— BEGIN —
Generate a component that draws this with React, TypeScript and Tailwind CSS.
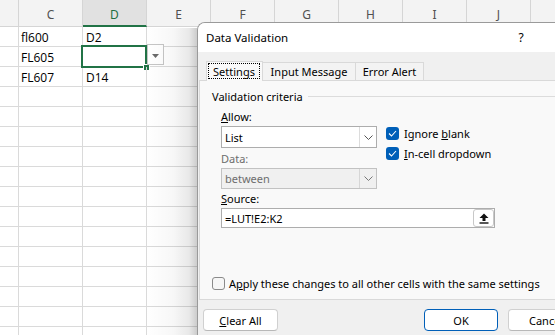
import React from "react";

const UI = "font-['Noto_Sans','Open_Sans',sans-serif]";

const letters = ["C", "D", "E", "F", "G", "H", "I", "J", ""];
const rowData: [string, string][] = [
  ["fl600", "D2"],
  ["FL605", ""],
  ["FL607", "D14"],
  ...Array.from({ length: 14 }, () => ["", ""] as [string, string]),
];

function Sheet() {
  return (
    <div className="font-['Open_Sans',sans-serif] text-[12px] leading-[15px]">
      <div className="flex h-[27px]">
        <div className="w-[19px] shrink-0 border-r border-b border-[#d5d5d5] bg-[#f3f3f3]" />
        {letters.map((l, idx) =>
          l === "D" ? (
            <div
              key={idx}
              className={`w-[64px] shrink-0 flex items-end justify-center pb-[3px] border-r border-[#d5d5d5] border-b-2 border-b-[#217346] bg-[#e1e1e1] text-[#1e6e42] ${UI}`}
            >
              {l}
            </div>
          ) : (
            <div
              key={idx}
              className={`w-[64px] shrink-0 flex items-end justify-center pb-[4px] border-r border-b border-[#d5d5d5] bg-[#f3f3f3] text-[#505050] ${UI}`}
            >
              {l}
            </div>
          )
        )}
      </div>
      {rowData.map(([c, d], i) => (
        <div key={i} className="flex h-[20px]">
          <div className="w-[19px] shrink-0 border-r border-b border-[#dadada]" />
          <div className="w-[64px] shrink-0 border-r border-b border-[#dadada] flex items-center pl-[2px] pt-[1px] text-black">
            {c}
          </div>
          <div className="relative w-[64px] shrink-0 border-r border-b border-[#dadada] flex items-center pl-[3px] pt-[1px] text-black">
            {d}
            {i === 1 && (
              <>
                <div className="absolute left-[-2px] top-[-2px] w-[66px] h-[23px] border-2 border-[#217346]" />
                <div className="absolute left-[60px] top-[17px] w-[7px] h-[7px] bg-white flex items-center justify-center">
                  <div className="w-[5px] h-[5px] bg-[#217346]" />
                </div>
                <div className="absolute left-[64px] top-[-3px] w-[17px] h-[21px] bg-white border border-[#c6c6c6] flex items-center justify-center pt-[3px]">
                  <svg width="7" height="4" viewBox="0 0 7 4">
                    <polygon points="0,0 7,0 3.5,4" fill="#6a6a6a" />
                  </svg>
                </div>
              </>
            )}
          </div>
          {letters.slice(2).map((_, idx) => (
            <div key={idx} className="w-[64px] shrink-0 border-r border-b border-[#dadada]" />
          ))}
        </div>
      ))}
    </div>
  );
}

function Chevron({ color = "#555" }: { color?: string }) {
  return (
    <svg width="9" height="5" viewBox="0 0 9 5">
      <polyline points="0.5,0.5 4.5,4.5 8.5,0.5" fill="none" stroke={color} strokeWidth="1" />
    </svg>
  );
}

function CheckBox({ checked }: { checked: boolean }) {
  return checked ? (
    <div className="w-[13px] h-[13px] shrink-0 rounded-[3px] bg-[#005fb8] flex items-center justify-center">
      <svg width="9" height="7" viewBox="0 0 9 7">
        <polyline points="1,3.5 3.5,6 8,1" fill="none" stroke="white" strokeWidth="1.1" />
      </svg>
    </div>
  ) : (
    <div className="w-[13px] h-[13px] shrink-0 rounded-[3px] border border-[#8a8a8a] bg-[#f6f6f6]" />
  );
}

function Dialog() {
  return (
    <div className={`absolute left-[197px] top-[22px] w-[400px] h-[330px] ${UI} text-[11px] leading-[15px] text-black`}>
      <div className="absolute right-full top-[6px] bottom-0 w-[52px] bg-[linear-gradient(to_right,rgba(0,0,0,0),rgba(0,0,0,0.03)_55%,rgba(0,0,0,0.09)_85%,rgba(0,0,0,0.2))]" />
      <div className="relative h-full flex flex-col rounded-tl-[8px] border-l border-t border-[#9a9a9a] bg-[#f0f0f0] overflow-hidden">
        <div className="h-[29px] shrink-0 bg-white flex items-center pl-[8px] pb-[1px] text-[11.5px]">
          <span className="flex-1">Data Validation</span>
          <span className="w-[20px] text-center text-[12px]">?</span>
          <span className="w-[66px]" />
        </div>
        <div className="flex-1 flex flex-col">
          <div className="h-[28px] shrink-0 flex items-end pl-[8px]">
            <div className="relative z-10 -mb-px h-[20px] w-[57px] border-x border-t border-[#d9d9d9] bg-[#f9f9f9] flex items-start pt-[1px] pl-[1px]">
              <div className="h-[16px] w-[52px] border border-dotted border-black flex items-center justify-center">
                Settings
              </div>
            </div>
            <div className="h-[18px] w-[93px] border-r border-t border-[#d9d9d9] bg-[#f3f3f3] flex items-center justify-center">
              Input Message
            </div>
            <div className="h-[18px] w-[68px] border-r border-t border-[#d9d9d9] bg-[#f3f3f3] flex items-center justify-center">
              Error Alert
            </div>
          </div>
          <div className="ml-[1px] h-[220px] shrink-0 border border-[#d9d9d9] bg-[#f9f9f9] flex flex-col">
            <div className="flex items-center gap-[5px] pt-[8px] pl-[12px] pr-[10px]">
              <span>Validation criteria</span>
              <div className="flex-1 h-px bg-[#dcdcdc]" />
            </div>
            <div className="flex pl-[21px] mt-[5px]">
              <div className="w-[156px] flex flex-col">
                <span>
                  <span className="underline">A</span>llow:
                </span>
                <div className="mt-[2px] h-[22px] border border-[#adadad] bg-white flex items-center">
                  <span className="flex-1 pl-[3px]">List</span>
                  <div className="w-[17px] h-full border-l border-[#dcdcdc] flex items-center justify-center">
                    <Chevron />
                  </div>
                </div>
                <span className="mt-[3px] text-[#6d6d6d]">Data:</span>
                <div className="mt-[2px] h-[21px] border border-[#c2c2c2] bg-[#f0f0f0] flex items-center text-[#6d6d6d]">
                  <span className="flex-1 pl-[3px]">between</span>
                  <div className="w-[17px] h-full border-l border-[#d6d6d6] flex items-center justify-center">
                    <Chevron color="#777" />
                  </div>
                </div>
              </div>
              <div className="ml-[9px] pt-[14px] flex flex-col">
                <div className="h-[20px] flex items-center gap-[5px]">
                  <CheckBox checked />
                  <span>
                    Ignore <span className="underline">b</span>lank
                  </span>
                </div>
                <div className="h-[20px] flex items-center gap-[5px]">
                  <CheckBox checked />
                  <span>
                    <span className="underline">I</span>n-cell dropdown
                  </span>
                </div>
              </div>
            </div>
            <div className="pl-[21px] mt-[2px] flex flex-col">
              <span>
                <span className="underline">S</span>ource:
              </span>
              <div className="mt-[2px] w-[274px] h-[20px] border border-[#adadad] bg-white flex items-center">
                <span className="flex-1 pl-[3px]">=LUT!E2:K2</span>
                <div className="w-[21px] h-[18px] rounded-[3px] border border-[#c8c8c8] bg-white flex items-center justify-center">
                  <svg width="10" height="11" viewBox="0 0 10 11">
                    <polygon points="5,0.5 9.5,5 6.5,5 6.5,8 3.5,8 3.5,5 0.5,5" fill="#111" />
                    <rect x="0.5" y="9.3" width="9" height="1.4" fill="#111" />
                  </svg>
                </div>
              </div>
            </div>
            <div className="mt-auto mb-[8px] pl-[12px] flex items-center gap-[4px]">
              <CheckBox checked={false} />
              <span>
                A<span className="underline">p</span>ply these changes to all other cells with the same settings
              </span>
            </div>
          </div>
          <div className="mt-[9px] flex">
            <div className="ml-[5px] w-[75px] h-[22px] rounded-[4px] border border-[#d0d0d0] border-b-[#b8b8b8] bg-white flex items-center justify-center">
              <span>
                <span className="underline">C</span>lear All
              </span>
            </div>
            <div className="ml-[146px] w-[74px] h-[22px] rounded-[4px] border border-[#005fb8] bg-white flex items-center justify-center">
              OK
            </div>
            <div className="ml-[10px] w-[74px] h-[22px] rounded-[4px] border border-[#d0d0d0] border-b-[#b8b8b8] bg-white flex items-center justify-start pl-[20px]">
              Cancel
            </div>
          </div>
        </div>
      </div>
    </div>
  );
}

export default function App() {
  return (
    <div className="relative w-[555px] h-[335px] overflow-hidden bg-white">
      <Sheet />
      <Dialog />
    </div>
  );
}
— END —
=== Set exercise ===
List each line in the listing that contains the string "with".

=== Written response ===
Generate a component that draws this with React, TypeScript and Tailwind CSS.
                A<span className="underline">p</span>ply these changes to all other cells with the same settings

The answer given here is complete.